Why the 100% Renewable Energy Mandate May Hurt Hawaii

Hawaii has recently adopted a policy of 100% renewable energy which may sound good, but in reality, may be harmful for our economy. “The sun doesn’t shine all the time, and it’s very unpredictable. The wind doesn’t blow all the time,” said James M. Taylor, weekly columnist for Forbes, and senior fellow of Environment and Energy Policy the Heartland Institute.  

Taylor joined Joe Kent on “The Grassroot Institute with Dr. Keli’i Akina” a weekly show on KAOI 1110AM 96.7FM.  James Taylor discussed why becoming 100% renewable may actually be impossible, and furthermore, may not be best for Hawaii’s economy.

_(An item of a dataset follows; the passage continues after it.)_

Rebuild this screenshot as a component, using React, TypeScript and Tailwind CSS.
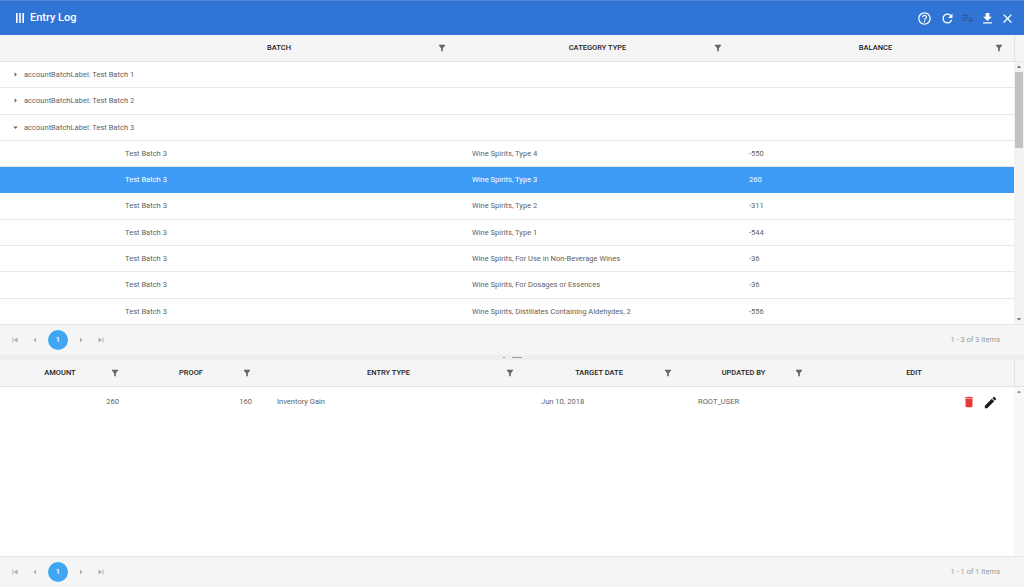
import {
    MdHelpOutline,
    MdRefresh,
    MdPlaylistAdd,
    MdFileDownload,
    MdClose,
    MdFilterAlt,
    MdDelete,
    MdEdit,
    MdSkipPrevious,
    MdSkipNext,
    MdArrowLeft,
    MdArrowRight,
    MdArrowDropUp,
    MdArrowDropDown,
} from "react-icons/md";

const topCols = "grid grid-cols-[457px_276px_281px]";
const bottomCols = "grid grid-cols-[130px_132px_263px_158px_131px_200px]";

const batchRows = [
    ["Wine Spirits, Type 4", "-550"],
    ["Wine Spirits, Type 3", "260"],
    ["Wine Spirits, Type 2", "-311"],
    ["Wine Spirits, Type 1", "-544"],
    ["Wine Spirits, For Use in Non-Beverage Wines", "-36"],
    ["Wine Spirits, For Dosages or Essences", "-36"],
    ["Wine Spirits, Distillates Containing Aldehydes, 2", "-556"],
];

function HeaderCell({ label, pad }: { label: string; pad?: string }) {
    return (
        <div className="flex items-center pr-[10px]">
            <span className={`flex-1 text-center text-[7.5px] font-medium text-[#222] ${pad || ""}`}>{label}</span>
            <MdFilterAlt size={10} className="-ml-[10px] text-[#666]" />
        </div>
    );
}

function Pager({ info }: { info: string }) {
    return (
        <div className="flex h-[31px] items-center border-t border-[#e4e4e4] bg-[#f5f5f5] pl-[10px] pr-[24px] text-[#aaa]">
            <MdSkipPrevious size={10} />
            <MdArrowLeft size={12} className="ml-[9px]" />
            <span className="ml-[7px] flex h-[20px] w-[20px] items-center justify-center rounded-full bg-[#3fa6f5] text-[7.5px] font-medium text-white">1</span>
            <MdArrowRight size={12} className="ml-[7px]" />
            <MdSkipNext size={10} className="ml-[9px]" />
            <span className="ml-auto text-[7.5px] text-[#9a9a9a]">{info}</span>
        </div>
    );
}

export default function App() {
    return (
        <div className="flex h-[587px] w-[1024px] flex-col overflow-hidden bg-white font-['Roboto',sans-serif]">
            {/* Title bar */}
            <header className="flex h-[35px] shrink-0 items-center border-t border-[#4d86dc] bg-[#3074d6] pl-[16px] pr-[9px] text-white shadow-[0_1px_2px_rgba(0,0,0,0.25)]">
                <svg width="8" height="10" viewBox="0 0 8 10" fill="currentColor">
                    <rect x="0" y="0" width="1.6" height="10" />
                    <rect x="3.2" y="0" width="1.6" height="10" />
                    <rect x="6.4" y="0" width="1.6" height="10" />
                </svg>
                <span className="ml-[6px] text-[11px] font-medium">Entry Log</span>
                <div className="ml-auto flex items-center">
                    <MdHelpOutline size={15} />
                    <MdRefresh size={15} className="ml-[8px]" />
                    <MdPlaylistAdd size={15} className="ml-[5px] text-[#2a5aa0]" />
                    <MdFileDownload size={15} className="ml-[5px]" />
                    <MdClose size={15} className="ml-[5px]" />
                </div>
            </header>

            {/* Batches grid */}
            <div className="flex h-[289px] shrink-0">
                <div className="w-[1014px] shrink-0">
                    <div className={`${topCols} h-[27px] border-b border-[#e4e4e4] bg-[#f5f5f5]`}>
                        <HeaderCell label="BATCH" pad="pl-[111px]" />
                        <HeaderCell label="CATEGORY TYPE" pad="pl-[15px]" />
                        <HeaderCell label="BALANCE" pad="pl-[14px]" />
                    </div>
                    {["1", "2"].map((n) => (
                        <div key={n} className="flex h-[26.3px] items-center border-b border-[#e8e8e8] text-[7.55px] text-[#5f5f5f]">
                            <MdArrowRight size={11} className="ml-[10px] text-[#666]" />
                            <span className="ml-[3px]">accountBatchLabel: Test Batch {n}</span>
                        </div>
                    ))}
                    <div className="flex h-[26.3px] items-center border-b border-[#e8e8e8] text-[7.55px] text-[#5f5f5f]">
                        <MdArrowDropDown size={11} className="ml-[10px] text-[#666]" />
                        <span className="ml-[3px]">accountBatchLabel: Test Batch 3</span>
                    </div>
                    {batchRows.map((row, i) => (
                        <div
                            key={row[0]}
                            className={`${topCols} h-[26.3px] items-center border-b text-[7.55px] ${i === 1 ? "border-[#3d9af5] bg-[#3d9af5] text-white" : "border-[#e8e8e8] text-[#5f5f5f]"}`}
                        >
                            <span className="pl-[125px]">Test Batch 3</span>
                            <span className="pl-[15px]">{row[0]}</span>
                            <span className="pl-[16px]">{row[1]}</span>
                        </div>
                    ))}
                </div>
                <div className="flex w-[10px] shrink-0 flex-col items-center bg-[#f3f3f3] text-[#555]">
                    <div className="h-[27px] w-full shrink-0 border-l border-b border-[#e4e4e4] bg-[#f5f5f5]" />
                    <MdArrowDropUp size={10} className="shrink-0" />
                    <div className="h-[76px] w-[8px] shrink-0 bg-[#c1c1c1]" />
                    <MdArrowDropDown size={10} className="mt-auto shrink-0" />
                </div>
            </div>
            <Pager info="1 - 3 of 3 items" />

            {/* Splitter */}
            <div className="flex h-[5px] shrink-0 items-center justify-center gap-[7px] bg-[#eeeeee]">
                <span className="h-px w-[2px] bg-[#999]" />
                <span className="h-px w-[10px] bg-[#999]" />
            </div>

            {/* Entries grid */}
            <div className="flex min-h-0 flex-1">
                <div className="w-[1014px] shrink-0">
                    <div className={`${bottomCols} h-[27px] border-b border-[#e4e4e4] bg-[#f5f5f5]`}>
                        <HeaderCell label="AMOUNT" />
                        <HeaderCell label="PROOF" />
                        <HeaderCell label="ENTRY TYPE" />
                        <HeaderCell label="TARGET DATE" />
                        <HeaderCell label="UPDATED BY" />
                        <div className="flex items-center justify-center text-[7.5px] font-medium text-[#222]">EDIT</div>
                    </div>
                    <div className={`${bottomCols} h-[30px] items-center text-[7.55px] text-[#5f5f5f]`}>
                        <span className="pr-[11px] text-right">260</span>
                        <span className="pr-[10px] text-right">160</span>
                        <span className="pl-[15px]">Inventory Gain</span>
                        <span className="pl-[16px]">Jun 10, 2018</span>
                        <span className="pl-[15px]">ROOT_USER</span>
                        <span className="flex items-center justify-end gap-[7px] pr-[16px]">
                            <MdDelete size={14} className="text-[#e53935]" />
                            <MdEdit size={15} className="text-[#1a1a1a]" />
                        </span>
                    </div>
                </div>
                <div className="flex w-[10px] shrink-0 flex-col items-center bg-[#f8f8f8] text-[#777]">
                    <div className="h-[27px] w-full shrink-0 border-l border-b border-[#e4e4e4] bg-[#f5f5f5]" />
                    <MdArrowDropUp size={10} className="shrink-0" />
                </div>
            </div>
            <Pager info="1 - 1 of 1 items" />
        </div>
    );
}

According to Mr. Taylor, renewable energy can be seen as a better option compared to our conventional energy since it burns less oil producing electricity and possibly produces cheaper energy in the long run. However, the problem with the renewable energy mandate is that it’s impossible to reach 100%. “The sun’s energy is diffused, it’s not concentrated like oil, coal or natural gases,” said Mr. Taylor.

Capturing renewable energy requires extensive equipment to obtain it and also to store it which causes it to be 3-5 times more expensive than conventional power including fossil fuels, according to the Brookings Institution. “Solar power, even with the latest, best technologies available today, are about 5 times more expensive than conventional power,” said Mr. Taylor.

Mr. Taylor stated that in Hawaii, we already pay more for our electricity costs, and renewable energy will only increase the price, possibly doubling or tripling costs. An average household may be paying up to $2000 per year extra on top of their electric bill which is money that could be used to buy goods and services to sustain Hawaii’s economy.

Ohio, Kansas and West Virginia have tried to renewable mandates, but were unsuccessful because it became too expensive.

Mr. Taylor stated that we have hundreds of years left for fossil fuels and there’s an untapped resource called Methane Hydrates which is sitting there waiting to be developed. He estimates that in roughly 30-40 years from now renewable energy will be a viable solution, however playing the card too soon can harm our economy in the process.